### RECORD LIST
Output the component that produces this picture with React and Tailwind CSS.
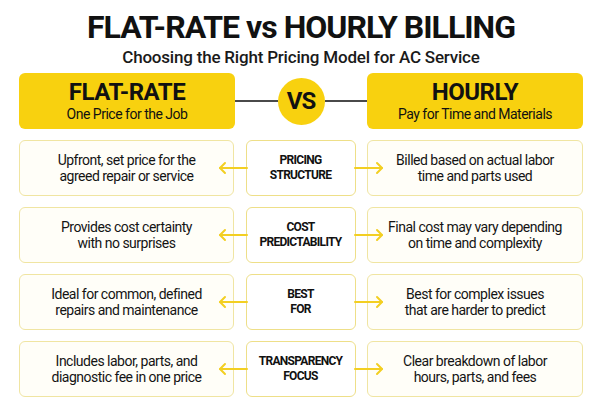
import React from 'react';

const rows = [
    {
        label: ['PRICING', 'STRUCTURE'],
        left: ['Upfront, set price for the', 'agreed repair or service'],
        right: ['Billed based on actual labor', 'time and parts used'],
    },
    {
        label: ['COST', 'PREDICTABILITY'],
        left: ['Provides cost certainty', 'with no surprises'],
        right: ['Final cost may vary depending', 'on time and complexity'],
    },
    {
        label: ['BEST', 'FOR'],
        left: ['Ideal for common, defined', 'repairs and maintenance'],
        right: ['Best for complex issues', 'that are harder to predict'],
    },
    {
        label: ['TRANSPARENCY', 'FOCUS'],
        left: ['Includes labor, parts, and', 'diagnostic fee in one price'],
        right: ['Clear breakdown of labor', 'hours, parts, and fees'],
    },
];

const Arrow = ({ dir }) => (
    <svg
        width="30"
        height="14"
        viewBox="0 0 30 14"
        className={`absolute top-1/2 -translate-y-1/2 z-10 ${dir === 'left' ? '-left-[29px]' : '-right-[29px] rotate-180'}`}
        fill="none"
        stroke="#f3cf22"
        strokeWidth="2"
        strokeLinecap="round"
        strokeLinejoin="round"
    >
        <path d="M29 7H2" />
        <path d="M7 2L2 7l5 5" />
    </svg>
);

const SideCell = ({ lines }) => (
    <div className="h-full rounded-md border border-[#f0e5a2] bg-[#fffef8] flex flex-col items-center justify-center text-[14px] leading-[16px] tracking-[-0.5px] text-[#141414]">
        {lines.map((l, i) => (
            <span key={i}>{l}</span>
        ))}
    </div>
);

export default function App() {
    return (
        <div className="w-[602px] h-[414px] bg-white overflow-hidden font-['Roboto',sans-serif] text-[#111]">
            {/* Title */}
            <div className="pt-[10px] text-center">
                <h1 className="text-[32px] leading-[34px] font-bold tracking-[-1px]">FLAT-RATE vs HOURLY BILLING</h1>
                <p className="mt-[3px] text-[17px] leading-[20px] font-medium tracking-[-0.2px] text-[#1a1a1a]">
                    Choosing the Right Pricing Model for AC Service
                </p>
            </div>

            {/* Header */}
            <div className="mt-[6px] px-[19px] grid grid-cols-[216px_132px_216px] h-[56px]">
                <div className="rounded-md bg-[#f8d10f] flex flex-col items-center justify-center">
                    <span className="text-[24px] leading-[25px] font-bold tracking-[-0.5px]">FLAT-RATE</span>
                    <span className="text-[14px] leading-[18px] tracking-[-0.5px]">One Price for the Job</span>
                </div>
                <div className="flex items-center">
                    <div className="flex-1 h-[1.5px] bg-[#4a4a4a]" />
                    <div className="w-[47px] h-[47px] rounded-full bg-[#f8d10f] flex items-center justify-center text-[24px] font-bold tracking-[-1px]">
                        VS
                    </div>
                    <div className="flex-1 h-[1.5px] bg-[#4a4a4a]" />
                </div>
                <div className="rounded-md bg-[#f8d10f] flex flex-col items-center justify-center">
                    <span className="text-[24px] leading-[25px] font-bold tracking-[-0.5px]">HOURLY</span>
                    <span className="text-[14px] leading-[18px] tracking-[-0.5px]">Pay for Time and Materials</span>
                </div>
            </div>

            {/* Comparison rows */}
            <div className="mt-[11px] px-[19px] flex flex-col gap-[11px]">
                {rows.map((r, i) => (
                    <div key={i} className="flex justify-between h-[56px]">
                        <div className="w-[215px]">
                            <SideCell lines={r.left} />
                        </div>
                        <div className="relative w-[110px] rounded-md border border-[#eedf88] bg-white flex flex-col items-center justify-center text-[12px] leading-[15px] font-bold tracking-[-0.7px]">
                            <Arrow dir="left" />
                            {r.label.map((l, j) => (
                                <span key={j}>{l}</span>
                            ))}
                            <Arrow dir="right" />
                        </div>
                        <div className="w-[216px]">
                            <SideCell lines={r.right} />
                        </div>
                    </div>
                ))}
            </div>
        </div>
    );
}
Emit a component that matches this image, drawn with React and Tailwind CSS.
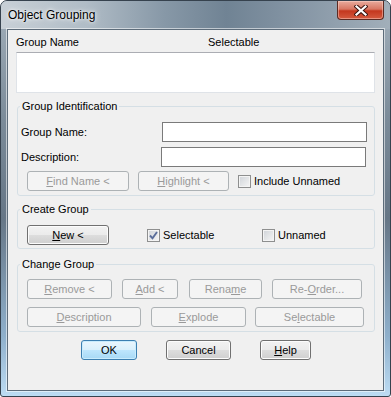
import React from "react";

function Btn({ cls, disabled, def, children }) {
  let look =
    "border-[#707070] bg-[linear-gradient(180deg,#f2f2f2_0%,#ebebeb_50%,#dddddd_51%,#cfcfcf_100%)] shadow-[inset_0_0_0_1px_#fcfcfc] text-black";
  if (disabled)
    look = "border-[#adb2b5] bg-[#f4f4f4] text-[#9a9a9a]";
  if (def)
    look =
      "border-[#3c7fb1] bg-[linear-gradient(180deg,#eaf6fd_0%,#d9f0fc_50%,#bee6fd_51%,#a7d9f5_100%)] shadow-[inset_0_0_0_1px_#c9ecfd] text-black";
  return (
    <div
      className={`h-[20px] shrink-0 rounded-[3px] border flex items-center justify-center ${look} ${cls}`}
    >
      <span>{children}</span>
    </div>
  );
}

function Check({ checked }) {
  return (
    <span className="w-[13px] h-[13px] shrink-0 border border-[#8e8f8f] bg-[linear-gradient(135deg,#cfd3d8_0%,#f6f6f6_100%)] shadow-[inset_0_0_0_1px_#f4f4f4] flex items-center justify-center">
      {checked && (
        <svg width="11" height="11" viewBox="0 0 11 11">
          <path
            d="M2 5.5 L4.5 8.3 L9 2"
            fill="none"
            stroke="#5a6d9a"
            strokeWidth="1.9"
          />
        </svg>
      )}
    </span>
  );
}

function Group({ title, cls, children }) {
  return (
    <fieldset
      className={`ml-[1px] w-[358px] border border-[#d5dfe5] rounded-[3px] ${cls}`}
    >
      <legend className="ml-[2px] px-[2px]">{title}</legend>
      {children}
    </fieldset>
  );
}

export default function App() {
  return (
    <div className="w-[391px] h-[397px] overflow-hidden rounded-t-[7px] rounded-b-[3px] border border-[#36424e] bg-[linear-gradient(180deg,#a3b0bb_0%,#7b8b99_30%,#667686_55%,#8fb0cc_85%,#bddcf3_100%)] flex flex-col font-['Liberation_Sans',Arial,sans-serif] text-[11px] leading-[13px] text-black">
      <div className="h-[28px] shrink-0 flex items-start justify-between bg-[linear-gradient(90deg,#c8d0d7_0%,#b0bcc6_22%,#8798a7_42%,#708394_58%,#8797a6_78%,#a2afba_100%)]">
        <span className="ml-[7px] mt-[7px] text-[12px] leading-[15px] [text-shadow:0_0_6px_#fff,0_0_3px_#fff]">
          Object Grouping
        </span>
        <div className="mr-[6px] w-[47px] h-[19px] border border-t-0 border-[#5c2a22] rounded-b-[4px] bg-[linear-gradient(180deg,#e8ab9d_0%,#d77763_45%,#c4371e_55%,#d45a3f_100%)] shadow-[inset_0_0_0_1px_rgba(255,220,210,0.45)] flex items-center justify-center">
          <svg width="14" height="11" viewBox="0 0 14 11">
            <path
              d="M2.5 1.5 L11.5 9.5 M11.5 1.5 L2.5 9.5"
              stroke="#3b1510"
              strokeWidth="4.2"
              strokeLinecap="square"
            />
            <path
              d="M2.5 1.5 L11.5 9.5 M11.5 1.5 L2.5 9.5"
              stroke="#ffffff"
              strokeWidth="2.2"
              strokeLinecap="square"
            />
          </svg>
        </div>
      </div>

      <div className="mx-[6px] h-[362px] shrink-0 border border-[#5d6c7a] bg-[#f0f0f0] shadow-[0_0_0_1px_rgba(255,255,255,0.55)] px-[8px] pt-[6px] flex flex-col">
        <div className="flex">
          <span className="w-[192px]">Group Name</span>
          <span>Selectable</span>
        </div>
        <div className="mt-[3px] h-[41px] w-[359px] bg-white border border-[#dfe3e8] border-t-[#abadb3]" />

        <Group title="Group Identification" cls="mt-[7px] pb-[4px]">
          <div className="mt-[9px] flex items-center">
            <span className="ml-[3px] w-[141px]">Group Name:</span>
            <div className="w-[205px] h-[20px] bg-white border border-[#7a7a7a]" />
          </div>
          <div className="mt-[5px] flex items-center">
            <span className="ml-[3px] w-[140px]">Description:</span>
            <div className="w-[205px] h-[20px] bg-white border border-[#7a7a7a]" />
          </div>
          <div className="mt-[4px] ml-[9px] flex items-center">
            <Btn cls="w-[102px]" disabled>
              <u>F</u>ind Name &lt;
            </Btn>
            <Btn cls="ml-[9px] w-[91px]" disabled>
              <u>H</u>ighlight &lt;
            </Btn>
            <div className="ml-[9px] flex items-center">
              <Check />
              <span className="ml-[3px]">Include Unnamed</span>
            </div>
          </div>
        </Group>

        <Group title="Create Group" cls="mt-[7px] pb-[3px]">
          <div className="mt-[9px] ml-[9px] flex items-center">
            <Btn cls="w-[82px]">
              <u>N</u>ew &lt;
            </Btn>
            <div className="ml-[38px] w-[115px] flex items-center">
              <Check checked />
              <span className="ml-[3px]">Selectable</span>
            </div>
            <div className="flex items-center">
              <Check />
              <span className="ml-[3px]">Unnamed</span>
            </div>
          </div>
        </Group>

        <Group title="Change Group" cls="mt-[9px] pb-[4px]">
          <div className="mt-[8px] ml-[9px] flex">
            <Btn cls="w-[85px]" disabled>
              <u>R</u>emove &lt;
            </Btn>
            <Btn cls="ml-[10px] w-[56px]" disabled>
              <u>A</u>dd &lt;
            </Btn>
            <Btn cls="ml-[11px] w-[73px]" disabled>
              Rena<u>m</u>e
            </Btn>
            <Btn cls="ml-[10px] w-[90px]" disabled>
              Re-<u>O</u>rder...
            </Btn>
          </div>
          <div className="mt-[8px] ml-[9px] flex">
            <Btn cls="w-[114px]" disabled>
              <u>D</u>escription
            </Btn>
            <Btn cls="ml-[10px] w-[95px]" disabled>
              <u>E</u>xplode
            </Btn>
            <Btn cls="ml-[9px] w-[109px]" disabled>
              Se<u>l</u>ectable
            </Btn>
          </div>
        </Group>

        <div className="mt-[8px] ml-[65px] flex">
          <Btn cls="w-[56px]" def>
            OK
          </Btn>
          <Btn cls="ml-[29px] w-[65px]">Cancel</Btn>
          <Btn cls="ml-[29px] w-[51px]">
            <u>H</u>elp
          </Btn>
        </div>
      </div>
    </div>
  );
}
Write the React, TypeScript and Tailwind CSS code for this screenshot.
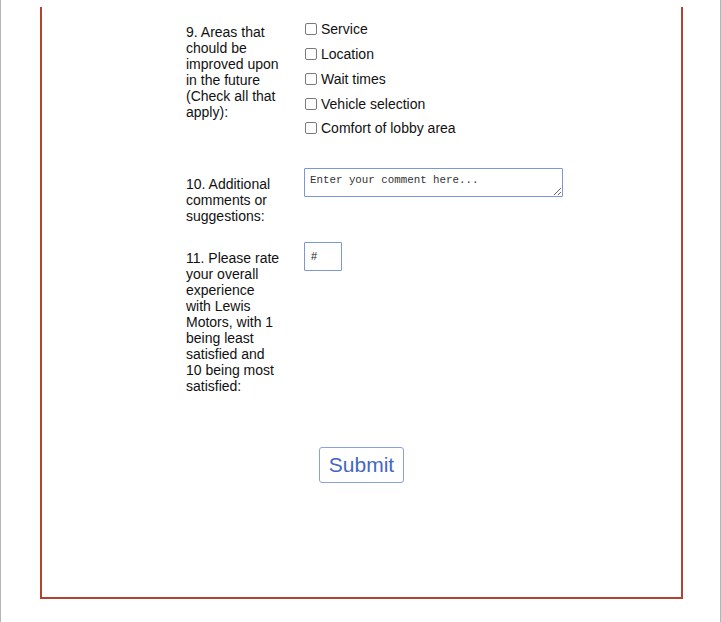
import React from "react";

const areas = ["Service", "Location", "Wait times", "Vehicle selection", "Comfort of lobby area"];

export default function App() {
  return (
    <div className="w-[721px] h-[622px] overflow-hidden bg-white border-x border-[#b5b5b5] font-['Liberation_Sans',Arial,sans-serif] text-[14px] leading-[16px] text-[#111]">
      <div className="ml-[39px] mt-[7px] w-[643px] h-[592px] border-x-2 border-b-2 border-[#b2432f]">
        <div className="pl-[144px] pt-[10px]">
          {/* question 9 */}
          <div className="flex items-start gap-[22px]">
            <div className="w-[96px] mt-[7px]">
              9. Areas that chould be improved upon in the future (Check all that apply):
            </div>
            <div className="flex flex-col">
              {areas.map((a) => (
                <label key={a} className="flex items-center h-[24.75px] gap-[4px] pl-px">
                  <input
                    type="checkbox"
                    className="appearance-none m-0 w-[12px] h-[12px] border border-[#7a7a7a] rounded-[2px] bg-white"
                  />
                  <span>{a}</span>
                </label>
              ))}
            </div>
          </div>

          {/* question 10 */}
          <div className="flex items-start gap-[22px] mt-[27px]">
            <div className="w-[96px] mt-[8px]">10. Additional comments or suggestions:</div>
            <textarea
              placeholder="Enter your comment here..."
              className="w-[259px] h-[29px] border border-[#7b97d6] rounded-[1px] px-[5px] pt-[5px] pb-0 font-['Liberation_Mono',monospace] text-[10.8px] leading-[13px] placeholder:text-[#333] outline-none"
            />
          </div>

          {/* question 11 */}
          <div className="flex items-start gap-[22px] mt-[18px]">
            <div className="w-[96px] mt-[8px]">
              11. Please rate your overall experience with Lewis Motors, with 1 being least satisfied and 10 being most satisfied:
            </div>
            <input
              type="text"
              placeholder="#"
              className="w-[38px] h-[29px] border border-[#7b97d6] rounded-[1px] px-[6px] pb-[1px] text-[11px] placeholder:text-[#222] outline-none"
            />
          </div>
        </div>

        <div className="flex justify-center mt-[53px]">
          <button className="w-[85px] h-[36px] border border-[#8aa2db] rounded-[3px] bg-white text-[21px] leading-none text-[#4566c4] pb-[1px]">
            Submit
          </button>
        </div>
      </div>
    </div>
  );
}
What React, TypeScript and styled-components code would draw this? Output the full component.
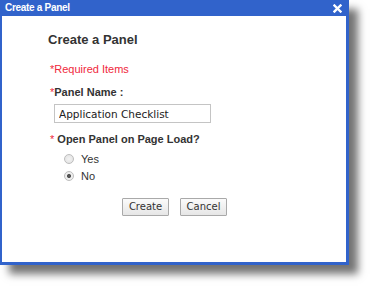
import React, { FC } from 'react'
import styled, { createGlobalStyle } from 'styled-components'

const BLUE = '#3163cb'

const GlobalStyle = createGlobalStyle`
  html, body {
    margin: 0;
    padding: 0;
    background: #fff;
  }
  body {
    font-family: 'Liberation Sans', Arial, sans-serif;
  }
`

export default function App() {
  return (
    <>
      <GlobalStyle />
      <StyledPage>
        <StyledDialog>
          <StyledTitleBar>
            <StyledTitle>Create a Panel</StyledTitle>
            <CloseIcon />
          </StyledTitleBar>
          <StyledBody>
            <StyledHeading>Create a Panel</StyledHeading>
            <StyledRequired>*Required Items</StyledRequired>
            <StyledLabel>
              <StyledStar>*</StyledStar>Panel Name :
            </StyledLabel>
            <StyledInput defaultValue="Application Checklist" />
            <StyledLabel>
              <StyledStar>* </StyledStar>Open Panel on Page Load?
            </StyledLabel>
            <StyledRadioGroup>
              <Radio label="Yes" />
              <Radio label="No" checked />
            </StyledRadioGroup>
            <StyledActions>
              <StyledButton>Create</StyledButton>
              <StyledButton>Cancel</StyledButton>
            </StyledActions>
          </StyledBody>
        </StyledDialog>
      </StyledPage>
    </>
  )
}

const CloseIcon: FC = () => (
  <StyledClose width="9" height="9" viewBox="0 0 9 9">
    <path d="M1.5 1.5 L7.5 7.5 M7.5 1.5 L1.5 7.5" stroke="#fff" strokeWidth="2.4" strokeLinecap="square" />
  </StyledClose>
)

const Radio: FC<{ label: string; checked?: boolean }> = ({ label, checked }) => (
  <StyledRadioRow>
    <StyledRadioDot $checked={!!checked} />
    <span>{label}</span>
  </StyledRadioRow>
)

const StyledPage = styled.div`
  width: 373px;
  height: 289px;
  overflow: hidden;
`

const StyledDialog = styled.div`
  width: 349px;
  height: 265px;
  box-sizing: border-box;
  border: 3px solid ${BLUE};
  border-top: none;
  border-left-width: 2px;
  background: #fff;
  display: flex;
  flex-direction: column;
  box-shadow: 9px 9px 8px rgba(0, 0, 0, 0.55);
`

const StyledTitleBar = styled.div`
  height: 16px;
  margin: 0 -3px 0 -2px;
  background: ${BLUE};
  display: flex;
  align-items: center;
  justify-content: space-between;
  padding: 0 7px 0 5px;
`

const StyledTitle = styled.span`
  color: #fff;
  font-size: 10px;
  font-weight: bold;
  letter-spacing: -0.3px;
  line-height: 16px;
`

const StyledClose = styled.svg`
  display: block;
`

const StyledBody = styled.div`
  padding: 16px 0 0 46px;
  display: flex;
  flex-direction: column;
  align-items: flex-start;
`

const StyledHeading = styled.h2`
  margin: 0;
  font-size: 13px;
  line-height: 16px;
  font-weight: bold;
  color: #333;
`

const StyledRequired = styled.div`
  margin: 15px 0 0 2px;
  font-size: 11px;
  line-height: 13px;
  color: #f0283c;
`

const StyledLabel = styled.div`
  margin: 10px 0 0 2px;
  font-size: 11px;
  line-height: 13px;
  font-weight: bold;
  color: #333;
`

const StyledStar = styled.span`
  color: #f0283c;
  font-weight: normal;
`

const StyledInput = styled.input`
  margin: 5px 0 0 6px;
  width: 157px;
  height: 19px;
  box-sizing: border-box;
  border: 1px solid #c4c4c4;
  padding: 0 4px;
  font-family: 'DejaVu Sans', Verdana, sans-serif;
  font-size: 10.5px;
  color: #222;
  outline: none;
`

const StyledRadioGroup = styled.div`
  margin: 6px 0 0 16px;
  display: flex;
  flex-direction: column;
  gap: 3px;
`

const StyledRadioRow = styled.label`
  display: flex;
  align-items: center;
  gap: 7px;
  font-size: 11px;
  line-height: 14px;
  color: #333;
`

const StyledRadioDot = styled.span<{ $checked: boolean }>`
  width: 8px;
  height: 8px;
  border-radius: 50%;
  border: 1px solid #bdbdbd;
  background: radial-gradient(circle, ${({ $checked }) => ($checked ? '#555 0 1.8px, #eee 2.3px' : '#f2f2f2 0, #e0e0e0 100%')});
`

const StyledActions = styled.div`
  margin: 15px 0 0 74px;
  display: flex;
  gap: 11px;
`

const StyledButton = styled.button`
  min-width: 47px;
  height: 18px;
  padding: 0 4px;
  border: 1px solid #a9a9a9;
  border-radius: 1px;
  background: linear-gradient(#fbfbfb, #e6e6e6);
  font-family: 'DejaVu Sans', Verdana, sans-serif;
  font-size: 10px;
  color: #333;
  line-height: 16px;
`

### DIRECTIONS FOR THIS TASK
Please give again the entries word for word, starting at the first line and ending with the line that contains "import React from 'react';"; include both of those lines but none of the pictures.

### ANSWER FOR THIS EXERCISE
Output the component that produces this picture with React and Tailwind CSS.
import React from 'react';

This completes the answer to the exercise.